VS Code integration only requires two settings

{
  "claude-code.anthropicBaseUrl": "http://localhost:8082",
  "claude-code.anthropicApiKey": "freecc"
}

These settings make the VS Code extension access alternative models through the local proxy, just like the CLI.

Most common issues come down to environment setup and compatibility

The first category is the Python version. The source material explicitly notes that Python 3.14 may have compatibility issues with pydantic, so Python 3.11 or 3.12 is recommended.

The second category is proxy connectivity. First check whether http://localhost:8082/health returns a healthy status, then confirm that your environment variables are active.

curl http://localhost:8082/health                    # Check proxy health status
echo $ANTHROPIC_BASE_URL                             # Confirm the proxy address
echo $ANTHROPIC_AUTH_TOKEN                           # Confirm the placeholder token
uv tool upgrade free-claude-code                     # Upgrade to the latest version to fix compatibility issues

These commands help diagnose three high-frequency failure modes: startup failure, connection failure, and version incompatibility.

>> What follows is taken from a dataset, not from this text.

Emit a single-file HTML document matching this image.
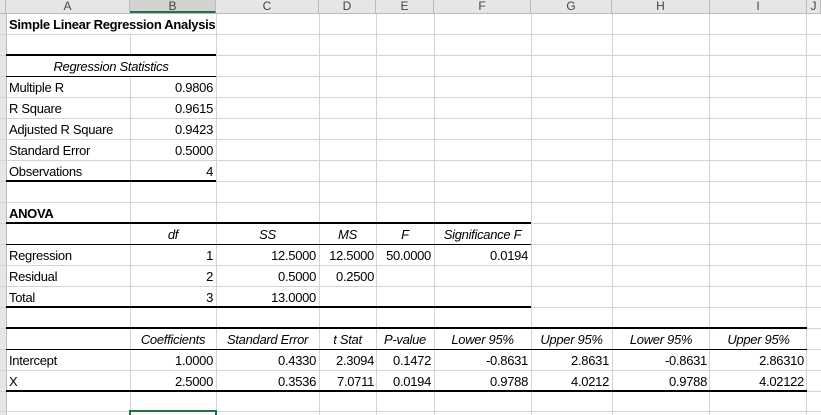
<!DOCTYPE html>
<html><head><style>
html,body{margin:0;width:821px;height:415px;overflow:hidden}
body{background:#fff;font-family:"Liberation Sans",sans-serif;font-size:13px;color:#000;position:relative}
.v{position:absolute;top:0;width:1px;height:402px;background:#d4d4d4}
.h{position:absolute;left:0;height:1px;width:821px;background:#d4d4d4}
.c{position:absolute;height:21px;line-height:23px;white-space:nowrap;overflow:visible;letter-spacing:-0.3px}
.r{text-align:right}.m{text-align:center}.i{font-style:italic}.b{font-weight:bold}
.k{position:absolute;height:2px;background:#000}
.t{position:absolute;height:1px;background:#000}
.hd{position:absolute;top:0;height:13px;background:#e6e6e6;color:#444;font-size:12px;line-height:13px;text-align:center;border-right:1px solid #bbb;box-sizing:border-box}
</style></head><body>
<div class="hd" style="left:0;width:6px"></div>
<div class="hd" style="left:6px;width:124px">A</div>
<div class="hd" style="left:130px;width:86px;background:#d2d2d2;border-bottom:2px solid #217346">B</div>
<div class="hd" style="left:216px;width:103px">C</div>
<div class="hd" style="left:319px;width:57px">D</div>
<div class="hd" style="left:376px;width:58px">E</div>
<div class="hd" style="left:434px;width:97px">F</div>
<div class="hd" style="left:531px;width:81px">G</div>
<div class="hd" style="left:612px;width:98px">H</div>
<div class="hd" style="left:710px;width:97px">I</div>
<div class="hd" style="left:807px;width:14px">J</div>
<div style="position:absolute;left:0;top:13px;width:6px;height:402px;background:#e6e6e6"></div>

<div class="v" style="left:6px;top:13px;background:#bbb"></div>
<div class="v" style="left:130px;top:13px"></div><div class="v" style="left:216px;top:13px"></div>
<div class="v" style="left:319px;top:13px"></div><div class="v" style="left:376px;top:13px"></div>
<div class="v" style="left:434px;top:13px"></div><div class="v" style="left:531px;top:13px"></div>
<div class="v" style="left:612px;top:13px"></div><div class="v" style="left:709px;top:13px"></div>
<div class="v" style="left:806px;top:13px"></div>

<div class="h" style="top:13px;background:#bbb"></div>
<div class="h" style="top:34px"></div><div class="h" style="top:55px"></div><div class="h" style="top:76px"></div>
<div class="h" style="top:97px"></div><div class="h" style="top:118px"></div><div class="h" style="top:139px"></div>
<div class="h" style="top:160px"></div><div class="h" style="top:181px"></div><div class="h" style="top:202px"></div>
<div class="h" style="top:223px"></div><div class="h" style="top:244px"></div><div class="h" style="top:265px"></div>
<div class="h" style="top:286px"></div><div class="h" style="top:307px"></div><div class="h" style="top:328px"></div>
<div class="h" style="top:349px"></div><div class="h" style="top:370px"></div><div class="h" style="top:391px"></div>
<div class="h" style="top:411px"></div>

<div style="position:absolute;left:7px;top:14px;width:209px;height:20px;background:#fff"></div>
<div style="position:absolute;left:7px;top:56px;width:209px;height:20px;background:#fff"></div>

<div class="c b" style="left:9px;top:13px">Simple Linear Regression Analysis</div>
<div class="c i m" style="left:6px;top:55px;width:210px">Regression Statistics</div>
<div class="k" style="left:6px;top:54px;width:210px"></div>
<div class="t" style="left:6px;top:76px;width:210px"></div>
<div class="c" style="left:9px;top:76px">Multiple R</div><div class="c r" style="left:130px;top:76px;width:83px">0.9806</div>
<div class="c" style="left:9px;top:97px">R Square</div><div class="c r" style="left:130px;top:97px;width:83px">0.9615</div>
<div class="c" style="left:9px;top:118px">Adjusted R Square</div><div class="c r" style="left:130px;top:118px;width:83px">0.9423</div>
<div class="c" style="left:9px;top:139px">Standard Error</div><div class="c r" style="left:130px;top:139px;width:83px">0.5000</div>
<div class="c" style="left:9px;top:160px">Observations</div><div class="c r" style="left:130px;top:160px;width:83px">4</div>
<div class="k" style="left:6px;top:180px;width:210px"></div>

<div class="c b" style="left:9px;top:202px">ANOVA</div>
<div class="k" style="left:6px;top:222px;width:525px"></div>
<div class="c i m" style="left:130px;top:223px;width:86px">df</div>
<div class="c i m" style="left:216px;top:223px;width:103px">SS</div>
<div class="c i m" style="left:319px;top:223px;width:57px">MS</div>
<div class="c i m" style="left:376px;top:223px;width:58px">F</div>
<div class="c i m" style="left:434px;top:223px;width:97px">Significance F</div>
<div class="t" style="left:6px;top:244px;width:525px"></div>
<div class="c" style="left:9px;top:244px">Regression</div><div class="c r" style="left:130px;top:244px;width:83px">1</div>
<div class="c r" style="left:216px;top:244px;width:100px">12.5000</div><div class="c r" style="left:319px;top:244px;width:55px">12.5000</div>
<div class="c r" style="left:376px;top:244px;width:55px">50.0000</div><div class="c r" style="left:434px;top:244px;width:94px">0.0194</div>
<div class="c" style="left:9px;top:265px">Residual</div><div class="c r" style="left:130px;top:265px;width:83px">2</div>
<div class="c r" style="left:216px;top:265px;width:100px">0.5000</div><div class="c r" style="left:319px;top:265px;width:55px">0.2500</div>
<div class="c" style="left:9px;top:286px">Total</div><div class="c r" style="left:130px;top:286px;width:83px">3</div>
<div class="c r" style="left:216px;top:286px;width:100px">13.0000</div>
<div class="k" style="left:6px;top:306px;width:525px"></div>

<div class="k" style="left:6px;top:327px;width:801px"></div>
<div class="c i m" style="left:130px;top:328px;width:86px">Coefficients</div>
<div class="c i m" style="left:216px;top:328px;width:103px">Standard Error</div>
<div class="c i m" style="left:319px;top:328px;width:57px">t Stat</div>
<div class="c i m" style="left:376px;top:328px;width:58px">P-value</div>
<div class="c i m" style="left:434px;top:328px;width:97px">Lower 95%</div>
<div class="c i m" style="left:531px;top:328px;width:81px">Upper 95%</div>
<div class="c i m" style="left:612px;top:328px;width:98px">Lower 95%</div>
<div class="c i m" style="left:710px;top:328px;width:97px">Upper 95%</div>
<div class="t" style="left:6px;top:349px;width:801px"></div>
<div class="c" style="left:9px;top:349px">Intercept</div><div class="c r" style="left:130px;top:349px;width:83px">1.0000</div>
<div class="c r" style="left:216px;top:349px;width:100px">0.4330</div><div class="c r" style="left:319px;top:349px;width:55px">2.3094</div>
<div class="c r" style="left:376px;top:349px;width:55px">0.1472</div><div class="c r" style="left:434px;top:349px;width:94px">-0.8631</div>
<div class="c r" style="left:531px;top:349px;width:78px">2.8631</div><div class="c r" style="left:612px;top:349px;width:95px">-0.8631</div>
<div class="c r" style="left:710px;top:349px;width:94px">2.86310</div>
<div class="c" style="left:9px;top:370px">X</div><div class="c r" style="left:130px;top:370px;width:83px">2.5000</div>
<div class="c r" style="left:216px;top:370px;width:100px">0.3536</div><div class="c r" style="left:319px;top:370px;width:55px">7.0711</div>
<div class="c r" style="left:376px;top:370px;width:55px">0.0194</div><div class="c r" style="left:434px;top:370px;width:94px">0.9788</div>
<div class="c r" style="left:531px;top:370px;width:78px">4.0212</div><div class="c r" style="left:612px;top:370px;width:95px">0.9788</div>
<div class="c r" style="left:710px;top:370px;width:94px">4.02122</div>
<div class="k" style="left:6px;top:390px;width:801px"></div>

<div style="position:absolute;left:129px;top:410px;width:88px;height:5px;border:2px solid #217346;border-bottom:none;box-sizing:border-box"></div>
</body></html>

The security boundary should be designed around a local-proxy default

It is best to listen only on localhost, never commit .env to the repository, and never expose an unauthenticated proxy instance to the public internet. If you must expose it externally, add an authentication token.

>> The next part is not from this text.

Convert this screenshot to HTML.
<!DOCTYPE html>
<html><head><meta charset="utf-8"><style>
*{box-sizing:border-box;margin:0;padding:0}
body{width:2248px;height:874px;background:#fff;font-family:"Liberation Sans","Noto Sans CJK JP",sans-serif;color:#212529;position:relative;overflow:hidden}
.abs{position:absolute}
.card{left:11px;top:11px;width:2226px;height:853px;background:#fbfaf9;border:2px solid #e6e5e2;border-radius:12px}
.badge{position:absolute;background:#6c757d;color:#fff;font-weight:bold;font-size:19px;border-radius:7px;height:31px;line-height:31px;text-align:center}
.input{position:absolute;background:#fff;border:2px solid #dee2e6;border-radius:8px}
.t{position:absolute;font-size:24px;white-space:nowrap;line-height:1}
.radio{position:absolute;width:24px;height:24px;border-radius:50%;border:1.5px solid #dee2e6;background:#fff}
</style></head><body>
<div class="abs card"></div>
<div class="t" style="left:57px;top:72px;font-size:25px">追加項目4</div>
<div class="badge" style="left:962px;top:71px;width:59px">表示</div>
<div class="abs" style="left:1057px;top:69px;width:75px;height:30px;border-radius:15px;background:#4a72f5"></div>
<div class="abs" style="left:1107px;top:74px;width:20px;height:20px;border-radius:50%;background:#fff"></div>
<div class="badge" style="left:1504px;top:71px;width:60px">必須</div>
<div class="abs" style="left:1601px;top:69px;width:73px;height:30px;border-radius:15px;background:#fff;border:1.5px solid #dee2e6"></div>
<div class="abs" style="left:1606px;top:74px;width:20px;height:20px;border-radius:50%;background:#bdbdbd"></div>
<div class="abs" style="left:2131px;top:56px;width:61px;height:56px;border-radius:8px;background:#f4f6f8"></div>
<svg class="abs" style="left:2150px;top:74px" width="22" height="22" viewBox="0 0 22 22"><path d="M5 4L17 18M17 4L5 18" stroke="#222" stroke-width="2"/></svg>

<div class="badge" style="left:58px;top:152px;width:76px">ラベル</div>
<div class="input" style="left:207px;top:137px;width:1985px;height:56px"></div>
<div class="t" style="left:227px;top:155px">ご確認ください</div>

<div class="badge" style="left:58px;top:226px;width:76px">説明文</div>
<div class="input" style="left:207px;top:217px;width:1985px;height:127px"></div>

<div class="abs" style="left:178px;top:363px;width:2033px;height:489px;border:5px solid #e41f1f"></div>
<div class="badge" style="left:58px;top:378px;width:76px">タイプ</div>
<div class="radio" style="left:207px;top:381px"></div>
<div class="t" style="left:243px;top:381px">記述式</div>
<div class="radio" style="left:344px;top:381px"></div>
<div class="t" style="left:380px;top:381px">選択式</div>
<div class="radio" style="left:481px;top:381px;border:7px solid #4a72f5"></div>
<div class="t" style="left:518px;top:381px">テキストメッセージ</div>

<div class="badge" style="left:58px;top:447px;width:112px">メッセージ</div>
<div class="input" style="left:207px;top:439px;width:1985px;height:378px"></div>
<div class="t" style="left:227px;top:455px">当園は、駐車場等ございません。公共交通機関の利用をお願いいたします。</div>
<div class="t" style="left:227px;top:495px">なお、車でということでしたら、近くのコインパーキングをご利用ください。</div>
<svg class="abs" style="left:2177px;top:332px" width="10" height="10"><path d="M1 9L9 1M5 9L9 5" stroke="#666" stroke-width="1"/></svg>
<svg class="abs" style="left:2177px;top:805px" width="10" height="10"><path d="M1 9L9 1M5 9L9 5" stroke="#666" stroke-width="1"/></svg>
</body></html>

If you call NVIDIA NIM or OpenRouter, assume that request content will be sent to a third-party service. If your workflow involves private code, sensitive scripts, or internal network configuration, prioritize local models.

Comparing cost and fit helps you decide faster

NVIDIA NIM is a strong choice for most developers who want a free daily driver. OpenRouter works well as a supplemental pool of free models. LM Studio is best for privacy and offline usage. llama.cpp is better suited to advanced users who already understand local inference stacks.

From an engineering perspective, the best option is usually not a single backend. The multi-backend hybrid mode provided by free-claude-code lets you optimize quality, speed, privacy, and cost at the same time.

FAQ

Q1: Is free-claude-code a replacement for Claude Code?

No. It is better understood as a local model proxy layer for Claude Code. It preserves the frontend experience and only replaces the model endpoint.

Q2: Which free backend is best for beginners?

Start with NVIDIA NIM. It is easy to configure, its free quota is clear, and model quality is relatively stable.

Q3: When should you use local models?

Local models are the best choice when you need offline execution, want to protect code privacy, or do not want requests sent to third-party platforms.

Core summary

This article reconstructs the core principles, installation workflow, model routing, CLI and VS Code integration methods, and common troubleshooting steps behind free-claude-code. It helps developers switch Claude Code seamlessly to NVIDIA NIM, OpenRouter, or local models through a local proxy, enabling a low-cost or even zero-cost AI coding workflow.